--- Short task ---
Pick out every line in the data below that holds "code".

--- Data entries ---
## begin

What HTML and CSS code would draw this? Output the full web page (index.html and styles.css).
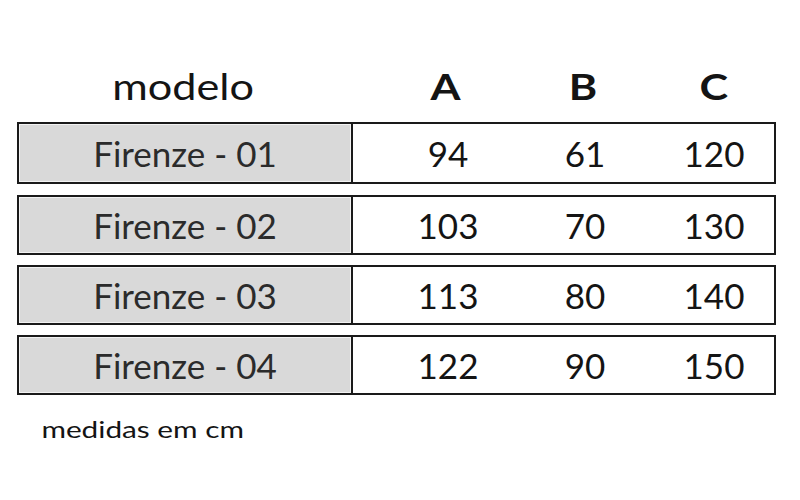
FILE: index.html
```html
<!DOCTYPE html>
<html lang="pt">
<head>
<meta charset="utf-8">
<title>Tabela de medidas</title>
<link rel="stylesheet" href="styles.css">
</head>
<body>
<div class="sheet">
  <div class="head">
    <div class="name-col"><span class="t">modelo</span></div>
    <div class="vals">
      <div class="v"><span class="t b">A</span></div>
      <div class="v"><span class="t b">B</span></div>
      <div class="v"><span class="t b">C</span></div>
    </div>
  </div>
  <div class="row first">
    <div class="name-col cell"><span>Firenze - 01</span></div>
    <div class="vals">
      <div class="v"><span>94</span></div>
      <div class="v"><span>61</span></div>
      <div class="v"><span>120</span></div>
    </div>
  </div>
  <div class="row">
    <div class="name-col cell"><span>Firenze - 02</span></div>
    <div class="vals">
      <div class="v"><span>103</span></div>
      <div class="v"><span>70</span></div>
      <div class="v"><span>130</span></div>
    </div>
  </div>
  <div class="row">
    <div class="name-col cell"><span>Firenze - 03</span></div>
    <div class="vals">
      <div class="v"><span>113</span></div>
      <div class="v"><span>80</span></div>
      <div class="v"><span>140</span></div>
    </div>
  </div>
  <div class="row">
    <div class="name-col cell"><span>Firenze - 04</span></div>
    <div class="vals">
      <div class="v"><span>122</span></div>
      <div class="v"><span>90</span></div>
      <div class="v"><span>150</span></div>
    </div>
  </div>
  <div class="note"><span class="t wide">medidas em cm</span></div>
</div>
</body>
</html>
```
FILE: styles.css
```css
* { box-sizing: border-box; }
html, body { margin: 0; padding: 0; background: #fff; }
body {
  font-family: Lato, "Open Sans", sans-serif;
  color: #141414;
  width: 800px;
  height: 500px;
  overflow: hidden;
}
.sheet {
  padding: 60px 0 0 17px;
  width: 776px;
}
.t {
  display: inline-block;
  transform: scaleX(1.2);
}
.t.wide { transform: scaleX(1.24); }
.b { font-weight: 700; }
.head {
  display: flex;
  height: 52px;
  align-items: center;
  font-size: 36px;
  margin-bottom: 10px;
}
.head .name-col { border-right: 2px solid transparent; }
.name-col {
  width: 334px;
  flex: none;
  text-align: center;
}
.vals {
  display: flex;
  flex: 1;
  padding-left: 27px;
  height: 100%;
  align-items: center;
}
.v { text-align: center; }
.v:nth-child(1) { width: 136px; }
.v:nth-child(2) { width: 138px; }
.v:nth-child(3) { flex: 1; }
.row {
  display: flex;
  height: 60px;
  border: 2px solid #1a1a1a;
  margin-bottom: 10px;
  font-size: 35px;
}
.row.first { height: 62px; margin-bottom: 11px; }
.cell {
  display: flex;
  align-items: center;
  justify-content: center;
  background: #d9d9d9;
  border-right: 2px solid #1a1a1a;
  box-shadow: inset 0 0 0 1px #f2f2f2;
  color: #2b2b2b;
}
.note {
  margin-top: 19px;
  padding-left: 44px;
  font-size: 24px;
  line-height: 30px;
}
```
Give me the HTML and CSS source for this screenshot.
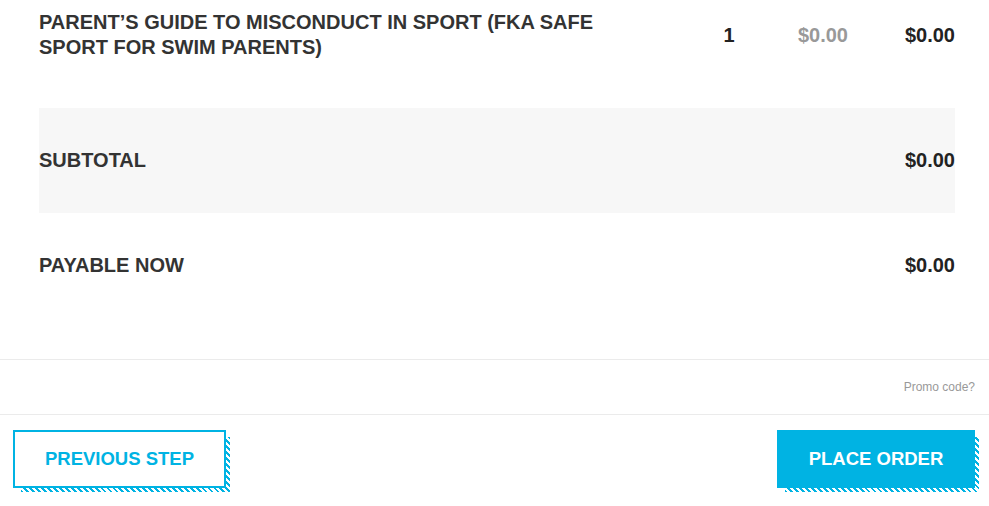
FILE: index.html
```html
<!DOCTYPE html>
<html>
<head>
<meta charset="utf-8">
<link rel="stylesheet" href="styles.css">
</head>
<body>
<div class="summary">
  <div class="item-row">
    <div class="item-title">PARENT’S GUIDE TO MISCONDUCT IN SPORT (FKA SAFE SPORT FOR SWIM PARENTS)</div>
    <div class="item-qty">1</div>
    <div class="item-price">$0.00</div>
    <div class="item-total">$0.00</div>
  </div>
  <div class="total-row subtotal">
    <div>SUBTOTAL</div>
    <div>$0.00</div>
  </div>
  <div class="total-row">
    <div>PAYABLE NOW</div>
    <div>$0.00</div>
  </div>
</div>
<div class="promo">
  <a class="promo-link">Promo code?</a>
</div>
<div class="actions">
  <div class="btn-wrap"><a class="btn btn-outline">PREVIOUS STEP</a></div>
  <div class="btn-wrap"><a class="btn btn-solid">PLACE ORDER</a></div>
</div>
</body>
</html>
```
FILE: styles.css
```css
html, body {
  margin: 0;
  padding: 0;
  background: #fff;
}
body {
  font-family: "Liberation Sans", Arial, sans-serif;
  color: #333;
}
.summary {
  padding: 0 34px 0 39px;
}
.item-row {
  display: grid;
  grid-template-columns: 1fr 80px 79px 107px;
  align-items: center;
  align-content: start;
  padding: 10px 0 0;
  height: 98px;
  font-weight: bold;
  font-size: 20px;
  line-height: 25px;
}
.item-title {
  max-width: 600px;
}
.item-qty {
  text-align: center;
  color: #222;
}
.item-price {
  text-align: right;
  color: #999;
}
.item-total {
  text-align: right;
  color: #222;
}
.total-row {
  display: flex;
  justify-content: space-between;
  align-items: center;
  height: 105px;
  font-weight: bold;
  font-size: 20px;
}
.total-row > div:last-child {
  color: #222;
}
.subtotal {
  background: #f7f7f7;
}
.promo {
  margin-top: 41px;
  border-top: 1px solid #ebebeb;
  border-bottom: 1px solid #ebebeb;
  height: 54px;
  display: flex;
  justify-content: flex-end;
  align-items: center;
  padding-right: 14px;
}
.promo-link {
  font-size: 12px;
  color: #999;
}
.actions {
  display: flex;
  justify-content: space-between;
  align-items: flex-start;
  padding: 15px 10px 18px 13px;
}
.btn-wrap {
  position: relative;
  padding: 0 4px 4px 0;
}
.btn-wrap::before {
  content: "";
  position: absolute;
  left: 8px;
  top: 7px;
  right: 0;
  bottom: 0;
  background: repeating-linear-gradient(45deg, #00b3e3 0 2px, #fff 2px 4.2px);
}
.btn {
  position: relative;
  display: flex;
  align-items: center;
  justify-content: center;
  box-sizing: border-box;
  height: 58px;
  font-weight: bold;
  font-size: 18.5px;
}
.btn-outline {
  width: 213px;
  background: #fff;
  border: 2px solid #00b3e3;
  color: #00b3e3;
}
.btn-solid {
  width: 198px;
  background: #00b3e3;
  color: #fff;
}
```
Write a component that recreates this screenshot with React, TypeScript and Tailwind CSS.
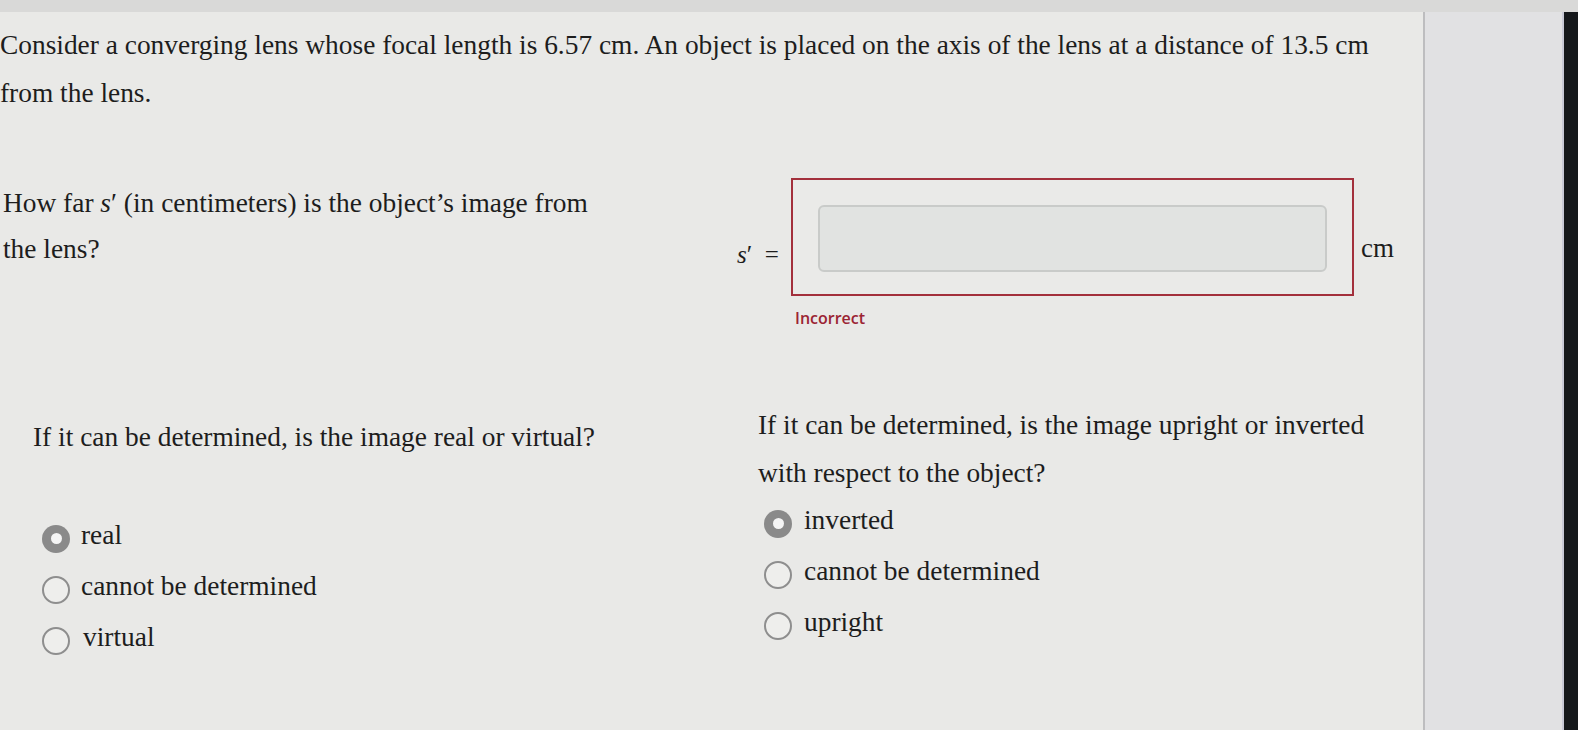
const serif = { fontFamily: '"Liberation Serif", "Times New Roman", serif' };

function Radio({ checked }: { checked: boolean }) {
  if (checked) {
    return (
      <span className="flex h-[28px] w-[28px] shrink-0 items-center justify-center rounded-full bg-[#8a8a8a]">
        <span className="h-[11px] w-[11px] rounded-full bg-[#f4f4f4]" />
      </span>
    );
  }
  return <span className="h-[28px] w-[28px] shrink-0 rounded-full border-2 border-[#8e8e8e] bg-[#eeeeec]" />;
}

function Option({ label, checked, gap }: { label: string; checked?: boolean; gap: string }) {
  return (
    <label className={`flex h-[51px] items-center ${gap}`}>
      <Radio checked={!!checked} />
      <span className="pb-[6px]">{label}</span>
    </label>
  );
}

export default function App() {
  return (
    <div className="flex h-[730px] w-[1578px] flex-col overflow-hidden bg-[#e6e6e4] text-[#1d1d1d]" style={serif}>
      <div className="h-[12px] shrink-0 bg-[#d9d9d8]" />
      <div className="flex min-h-0 flex-1">
        <main className="w-[1425px] shrink-0 border-r-2 border-[#bdbdbf] bg-[#e9e9e7] text-[27.4px]">
          <p className="pt-[9px] leading-[48px]">
            Consider a converging lens whose focal length is 6.57 cm. An object is placed on the axis of the lens at a distance of 13.5 cm
            <br />
            from the lens.
          </p>

          <div className="mt-[61px] flex items-start">
            <p className="w-[737px] shrink-0 pt-[2px] pl-[3px] leading-[46px]">
              How far <i>s</i>′ (in centimeters) is the object’s image from
              <br />
              the lens?
            </p>
            <div className="w-[54px] shrink-0 pt-[62px] text-[25px] leading-[30px]">
              <i>s</i>′ &nbsp;=
            </div>
            <div>
              <div className="h-[118px] w-[563px] border-2 border-[#a3303c] bg-[#eaeae8] p-[25px]">
                <div className="h-[67px] w-[509px] rounded-md border-2 border-[#c9cbc9] bg-[#e1e3e1]" />
              </div>
              <div
                className="mt-[12px] pl-[4px] text-[16px] font-semibold leading-[20px] text-[#9b2433]"
                style={{ fontFamily: '"Open Sans", "Noto Sans", sans-serif' }}
              >
                Incorrect
              </div>
            </div>
            <div className="pt-[55px] pl-[7px] text-[27px] leading-[30px]">cm</div>
          </div>

          <div className="mt-[73px] flex items-start">
            <div className="w-[758px] shrink-0 pl-[33px] pt-[12px]">
              <p className="leading-[48px]">If it can be determined, is the image real or virtual?</p>
              <div className="mt-[52px] pl-[9px]">
                <Option label="real" checked gap="gap-[11px]" />
                <Option label="cannot be determined" gap="gap-[11px]" />
                <Option label="virtual" gap="gap-[13px]" />
              </div>
            </div>
            <div>
              <p className="leading-[48px]">
                If it can be determined, is the image upright or inverted
                <br />
                with respect to the object?
              </p>
              <div className="mt-[1px] pl-[6px]">
                <Option label="inverted" checked gap="gap-[12px]" />
                <Option label="cannot be determined" gap="gap-[12px]" />
                <Option label="upright" gap="gap-[12px]" />
              </div>
            </div>
          </div>
        </main>
        <div className="w-[137px] shrink-0 bg-[#e1e1e3]" />
        <div className="w-[2px] shrink-0 bg-[#c9cad6]" />
        <div className="flex-1 bg-[#15181b]" />
      </div>
    </div>
  );
}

## end

--- Task output ---
What HTML and CSS code would draw this? Output the full web page (index.html and styles.css).
  <a class="promo-link">Promo code?</a>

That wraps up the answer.